The recently reopened Orange County Museum of Art is celebrating its 60th anniversary, paying homage to the thirteen women who founded the Balboa Pavilion Gallery, the earliest iteration of OCMA, which opened in 1962. 13 Women is curated by Heidi Zuckerman and presented with multiple rotations over the course of almost a full year. The exhibition presents work from the 1960s to the present by artists central to the museum’s collection. Each rotation is centered on the work of thirteen pioneering female artists, each of whom share the visionary qualities of the museum’s founders. The thirteen women included in the first rotation, on view October 8, are Alice Aycock, Joan Brown, Lee Bul, Lucy Bull, Sarah Cain, Vija Celmins, Mary Corse, Mary Heilmann, Barbara Kruger, Cady Noland, Catherine Opie, Hilary Pecis and Agnes Pelton. The work of these pioneering artists is complemented by selected works from OCMA’s collection. The exhibition is punctuated by a new site-specific painting by Sarah Cain in The Avenue of the Arts Gallery. Thru August 20, 2023.

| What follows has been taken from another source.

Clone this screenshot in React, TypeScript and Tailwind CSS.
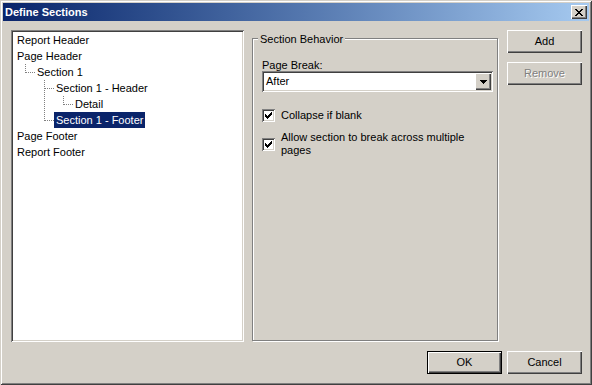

Finally, at the newly remodeled Museum of Contemporary Art, San Diego (La Jolla) is a retrospective of work by Alexis Smith. Alexis Smith: The American Way includes many of her collages which combine found texts, images, and objects to underscore and exaggerate how we are shaped by the media and culture that surround us. With her signature sense of humor, Smith turns a keen eye to literature, movies, and pop culture to scrutinize the myth of the American Dream. Thru Jan. 29, 2023.